In an uninspired but undoubtedly effective move, French lorry drivers decide a blockade roads and refineries...
French lorry drivers have blockaded oil refineries and fuel depots in a protest against changes to the way their working hours are calculated.
The unions organising the protest said there were around 35 blockades at oil refineries, motorway tollbooths and road junctions. Cities affected included Rennes, Lyon, Rouen, Marseille, Le Havre, Toulouse and Bordeaux.
One set of drivers also began blockading food depots outside Marseille, after police prevented them protesting at an oil refinery. Christian Mansano, of the CGT union, said the Marseille food depots had been targeted because police had turned them away from refineries.
"We had to go where they weren't waiting for us," Mr Mansano said. "Unfortunately, we have to hit the places where people will feel it most".
The blockades have caused some fuel shortages, although refineries like TotalFinaElf - the country's largest - said they had increased stocks at petrol stations in anticipation. But the protests have caused havoc on the roads. Lorry drivers in Rouen, Caen and Tours in the northwest of the country are driving deliberately slowly on the roads, causing major tailbacks.

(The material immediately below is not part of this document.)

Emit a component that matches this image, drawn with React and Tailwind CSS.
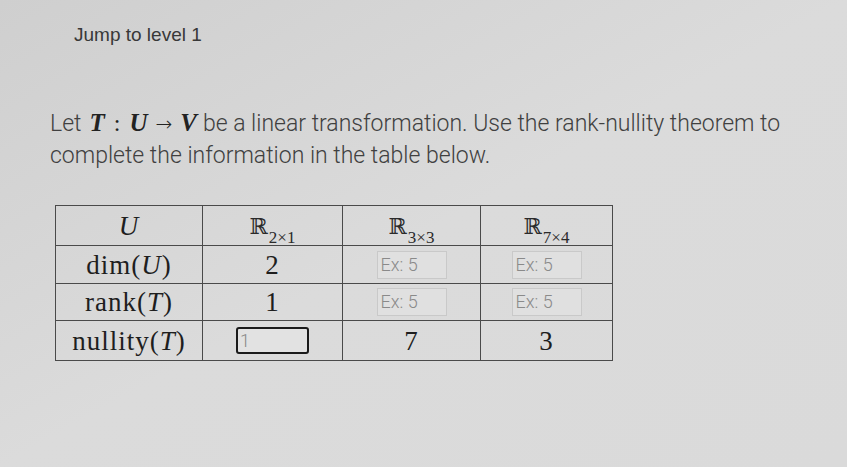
import React from "react";

const serif = "font-['Liberation_Serif',serif]";

function RR({ sub }) {
  return (
    <span className="font-['DejaVu_Serif',serif] text-[22px] text-[#2a2a2a]">
      ℝ<sub className="text-[17px] align-[-5px] tracking-normal font-['Liberation_Serif',serif]">{sub}</sub>
    </span>
  );
}

function Placeholder() {
  return (
    <div className="w-[70px] h-[28px] mx-auto border border-[#c9c9c9] bg-[#e0e0e0] flex items-center px-[3px] text-[18px] tracking-normal text-[#8a8a8a] font-['Roboto',sans-serif] font-light">
      Ex: 5
    </div>
  );
}

export default function App() {
  const cell = "border border-[#4a4a4a] text-center align-middle p-0";
  return (
    <div className="w-[847px] h-[467px] overflow-hidden bg-gradient-to-br from-[#cfcfcf] via-[#dbdbdb] to-[#dadada] text-[#3a3a3a]">
      <div className="pt-[21px] pl-[74px] text-[19px] leading-[28px] font-['Liberation_Sans',sans-serif] text-[#383838]">
        Jump to level 1
      </div>

      <p className="mt-[59px] ml-[50px] w-[780px] text-[23px] leading-[32px] font-['Roboto',sans-serif] font-light text-[#404040]">
        Let
        <span className={`${serif} italic font-bold text-[25px] leading-none text-[#222] ml-[8px]`}>T</span>
        <span className={`${serif} text-[24px] leading-none text-[#222] mx-[9px]`}>:</span>
        <span className={`${serif} italic font-bold text-[25px] leading-none text-[#222]`}>U</span>
        <span className="font-['DejaVu_Sans',sans-serif] text-[20px] leading-none text-[#222] mx-[8px]">→</span>
        <span className={`${serif} italic font-bold text-[25px] leading-none text-[#222] mr-[6px]`}>V</span>
        be a linear transformation. Use the rank-nullity theorem to
        <br />
        complete the information in the table below.
      </p>

      <table className={`mt-[33px] ml-[55px] border-collapse ${serif} text-[27px] leading-[28px] tracking-[1px] text-[#1e1e1e]`}>
        <tbody>
          <tr className="h-[40px]">
            <td className={`${cell} w-[147px] italic`}>U</td>
            <td className={`${cell} w-[140px]`}><RR sub="2×1" /></td>
            <td className={`${cell} w-[138px]`}><RR sub="3×3" /></td>
            <td className={`${cell} w-[132px]`}><RR sub="7×4" /></td>
          </tr>
          <tr className="h-[38px]">
            <td className={cell}>dim(<span className="italic">U</span>)</td>
            <td className={cell}>2</td>
            <td className={cell}><Placeholder /></td>
            <td className={cell}><Placeholder /></td>
          </tr>
          <tr className="h-[37px]">
            <td className={cell}>rank(<span className="italic">T</span>)</td>
            <td className={cell}>1</td>
            <td className={cell}><Placeholder /></td>
            <td className={cell}><Placeholder /></td>
          </tr>
          <tr className="h-[40px]">
            <td className={cell}>nullity(<span className="italic">T</span>)</td>
            <td className={cell}>
              <div className="w-[73px] h-[27px] mx-auto border-2 border-[#1a1a1a] rounded-[3px] bg-[#e2e2e2] flex items-center px-[2px] text-[18px] tracking-normal text-[#888] font-['Roboto',sans-serif] font-light">
                1
              </div>
            </td>
            <td className={cell}>7</td>
            <td className={cell}>3</td>
          </tr>
        </tbody>
      </table>
    </div>
  );
}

The drivers are unhappy that they are no longer being paid in full for all the hours they work. They argue that the government's decision to introduce a 35-hour working week does not take into account rest breaks that truckers are required by law to take, or time spent waiting during loading and unloading.
Four unions are participating in the action, representing some 200,000 drivers, although the main lorry drivers' union has decided not to take part. The action comes as campaigning for next month's presidential elections heats up.
Socialist Prime Minister Lionel Jospin is hoping to oust incumbent conservative President Jacques Chirac in ballots on 21 April. Industrial unrest will damage his chances of success.